* WRITTEN PROBLEM: Locate and copy all lines bearing the word "with".
________________________
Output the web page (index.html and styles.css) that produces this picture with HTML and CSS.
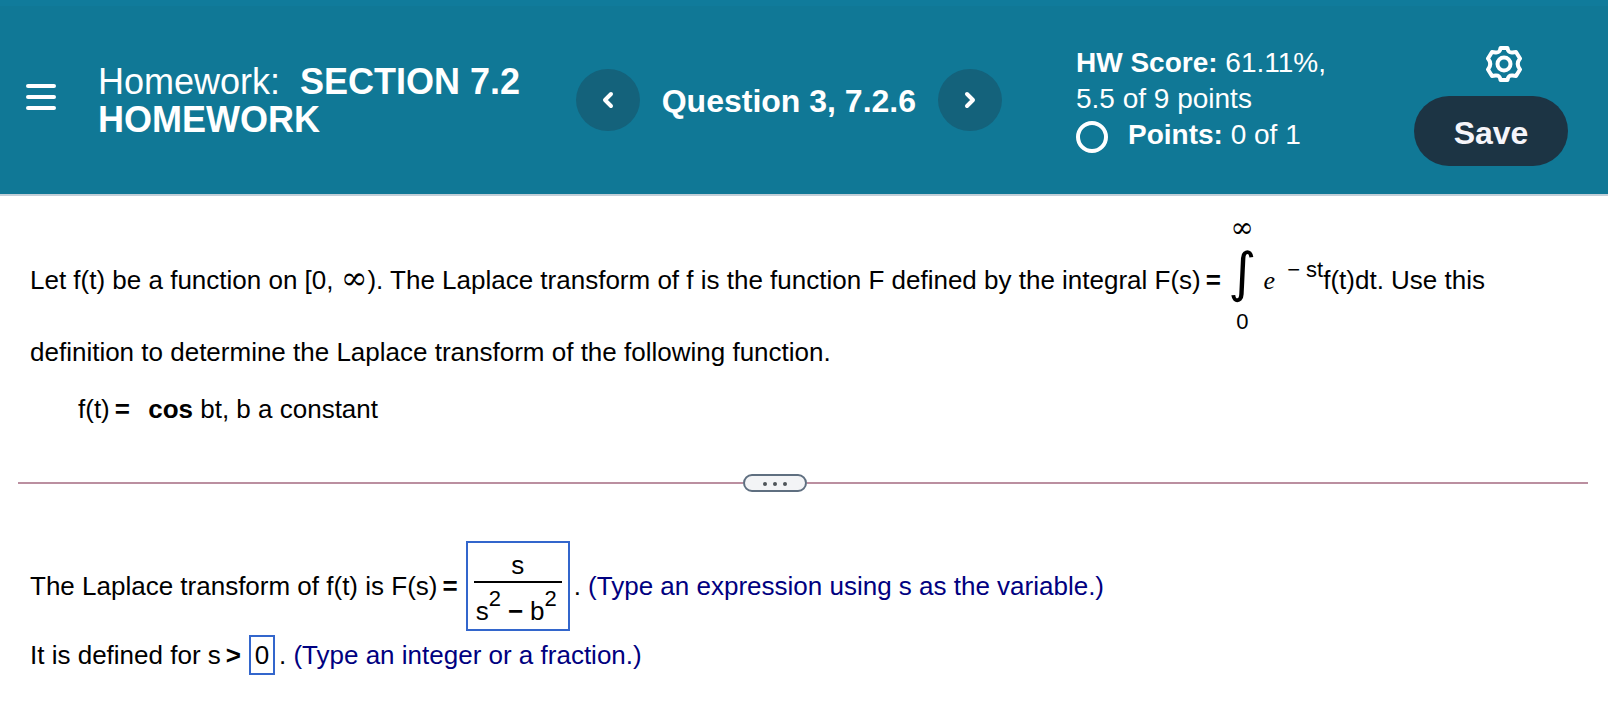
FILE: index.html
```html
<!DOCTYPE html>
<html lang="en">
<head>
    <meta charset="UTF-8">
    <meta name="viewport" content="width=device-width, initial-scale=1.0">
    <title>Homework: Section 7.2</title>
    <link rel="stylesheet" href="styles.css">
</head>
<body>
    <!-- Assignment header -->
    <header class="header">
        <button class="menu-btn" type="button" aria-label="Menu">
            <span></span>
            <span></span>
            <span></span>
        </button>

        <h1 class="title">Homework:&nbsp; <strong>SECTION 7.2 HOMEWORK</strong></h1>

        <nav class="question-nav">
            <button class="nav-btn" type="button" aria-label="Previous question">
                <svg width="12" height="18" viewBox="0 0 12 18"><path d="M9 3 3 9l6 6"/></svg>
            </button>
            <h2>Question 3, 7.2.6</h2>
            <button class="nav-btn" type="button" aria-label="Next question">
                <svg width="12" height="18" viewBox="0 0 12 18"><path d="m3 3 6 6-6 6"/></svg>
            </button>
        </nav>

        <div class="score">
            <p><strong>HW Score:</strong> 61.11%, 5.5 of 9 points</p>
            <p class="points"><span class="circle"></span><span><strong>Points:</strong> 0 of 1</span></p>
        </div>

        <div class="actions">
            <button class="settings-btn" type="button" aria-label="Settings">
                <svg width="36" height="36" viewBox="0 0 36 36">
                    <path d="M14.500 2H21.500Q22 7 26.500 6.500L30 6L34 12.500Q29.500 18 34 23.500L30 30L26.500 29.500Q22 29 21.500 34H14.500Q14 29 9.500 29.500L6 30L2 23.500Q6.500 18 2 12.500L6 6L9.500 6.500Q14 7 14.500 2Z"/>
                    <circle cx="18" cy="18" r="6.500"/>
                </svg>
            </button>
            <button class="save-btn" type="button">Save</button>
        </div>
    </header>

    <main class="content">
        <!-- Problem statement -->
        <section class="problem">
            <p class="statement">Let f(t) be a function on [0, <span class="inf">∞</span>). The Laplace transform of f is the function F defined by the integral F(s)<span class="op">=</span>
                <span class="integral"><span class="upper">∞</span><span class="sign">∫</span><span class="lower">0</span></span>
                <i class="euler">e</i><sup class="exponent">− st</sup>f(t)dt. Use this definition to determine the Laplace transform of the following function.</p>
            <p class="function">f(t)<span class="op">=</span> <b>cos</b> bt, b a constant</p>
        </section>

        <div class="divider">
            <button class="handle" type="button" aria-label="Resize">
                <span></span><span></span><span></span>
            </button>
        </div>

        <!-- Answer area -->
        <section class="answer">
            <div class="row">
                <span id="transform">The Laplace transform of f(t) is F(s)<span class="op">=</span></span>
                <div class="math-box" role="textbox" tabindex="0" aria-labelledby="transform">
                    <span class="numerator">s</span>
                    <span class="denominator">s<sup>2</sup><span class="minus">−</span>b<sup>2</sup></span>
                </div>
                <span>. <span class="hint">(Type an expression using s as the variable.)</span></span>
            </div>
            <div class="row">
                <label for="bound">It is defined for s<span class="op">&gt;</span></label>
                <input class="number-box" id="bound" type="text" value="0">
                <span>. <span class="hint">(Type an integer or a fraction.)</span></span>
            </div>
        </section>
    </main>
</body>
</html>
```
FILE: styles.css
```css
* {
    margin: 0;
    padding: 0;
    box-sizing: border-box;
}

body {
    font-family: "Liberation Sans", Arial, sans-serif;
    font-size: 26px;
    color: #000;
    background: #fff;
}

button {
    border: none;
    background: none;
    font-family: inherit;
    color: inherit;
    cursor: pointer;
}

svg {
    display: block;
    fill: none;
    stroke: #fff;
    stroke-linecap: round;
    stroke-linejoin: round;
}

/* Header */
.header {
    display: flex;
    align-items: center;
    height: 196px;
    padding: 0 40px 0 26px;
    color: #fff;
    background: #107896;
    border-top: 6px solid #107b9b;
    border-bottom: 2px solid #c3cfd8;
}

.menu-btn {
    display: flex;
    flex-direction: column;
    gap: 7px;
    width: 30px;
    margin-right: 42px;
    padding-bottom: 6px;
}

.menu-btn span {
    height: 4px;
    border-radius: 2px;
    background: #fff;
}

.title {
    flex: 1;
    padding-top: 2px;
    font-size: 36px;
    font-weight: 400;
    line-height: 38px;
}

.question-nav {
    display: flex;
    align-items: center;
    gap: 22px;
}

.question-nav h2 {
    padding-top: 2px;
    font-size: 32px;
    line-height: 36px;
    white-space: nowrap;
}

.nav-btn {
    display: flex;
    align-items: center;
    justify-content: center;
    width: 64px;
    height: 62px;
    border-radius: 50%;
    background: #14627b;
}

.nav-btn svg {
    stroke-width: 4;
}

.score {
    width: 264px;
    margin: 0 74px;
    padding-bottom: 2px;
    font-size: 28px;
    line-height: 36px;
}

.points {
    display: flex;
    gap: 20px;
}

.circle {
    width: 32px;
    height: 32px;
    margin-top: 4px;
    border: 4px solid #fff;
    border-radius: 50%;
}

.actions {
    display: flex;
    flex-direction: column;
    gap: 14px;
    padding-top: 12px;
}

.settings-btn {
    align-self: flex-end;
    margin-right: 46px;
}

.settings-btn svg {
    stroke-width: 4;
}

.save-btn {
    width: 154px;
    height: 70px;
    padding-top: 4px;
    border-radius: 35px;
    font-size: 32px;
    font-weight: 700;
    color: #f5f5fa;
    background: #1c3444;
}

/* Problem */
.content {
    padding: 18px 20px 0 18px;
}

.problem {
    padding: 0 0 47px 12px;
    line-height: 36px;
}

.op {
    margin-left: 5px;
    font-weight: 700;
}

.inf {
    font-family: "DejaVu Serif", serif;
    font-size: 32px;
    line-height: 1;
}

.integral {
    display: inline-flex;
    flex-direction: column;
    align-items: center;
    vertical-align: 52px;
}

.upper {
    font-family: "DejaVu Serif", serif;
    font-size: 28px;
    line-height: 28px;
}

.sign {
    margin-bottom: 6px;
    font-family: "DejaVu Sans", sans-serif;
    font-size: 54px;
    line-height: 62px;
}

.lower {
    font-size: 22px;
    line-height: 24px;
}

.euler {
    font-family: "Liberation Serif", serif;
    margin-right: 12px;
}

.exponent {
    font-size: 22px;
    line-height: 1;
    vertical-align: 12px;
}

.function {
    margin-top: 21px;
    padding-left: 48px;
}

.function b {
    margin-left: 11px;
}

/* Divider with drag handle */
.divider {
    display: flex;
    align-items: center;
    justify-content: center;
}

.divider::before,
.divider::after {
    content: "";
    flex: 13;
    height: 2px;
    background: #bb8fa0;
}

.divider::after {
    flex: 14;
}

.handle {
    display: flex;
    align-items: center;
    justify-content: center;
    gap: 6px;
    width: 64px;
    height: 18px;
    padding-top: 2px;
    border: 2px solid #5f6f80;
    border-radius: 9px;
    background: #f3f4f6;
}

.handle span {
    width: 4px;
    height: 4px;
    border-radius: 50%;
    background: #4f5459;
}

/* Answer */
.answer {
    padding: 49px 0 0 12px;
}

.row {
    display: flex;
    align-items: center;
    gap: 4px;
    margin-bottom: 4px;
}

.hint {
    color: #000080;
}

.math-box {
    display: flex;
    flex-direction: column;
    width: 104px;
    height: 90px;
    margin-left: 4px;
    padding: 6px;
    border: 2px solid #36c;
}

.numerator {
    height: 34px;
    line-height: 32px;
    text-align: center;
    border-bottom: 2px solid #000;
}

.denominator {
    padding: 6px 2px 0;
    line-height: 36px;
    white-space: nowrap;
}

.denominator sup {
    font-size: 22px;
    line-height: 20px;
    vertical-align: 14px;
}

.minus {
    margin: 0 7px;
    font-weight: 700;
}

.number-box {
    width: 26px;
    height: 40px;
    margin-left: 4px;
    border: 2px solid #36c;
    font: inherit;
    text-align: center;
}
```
________________________
* RESPONSE:
Output the web page (index.html and styles.css) that produces this picture with HTML and CSS.
/* Divider with drag handle */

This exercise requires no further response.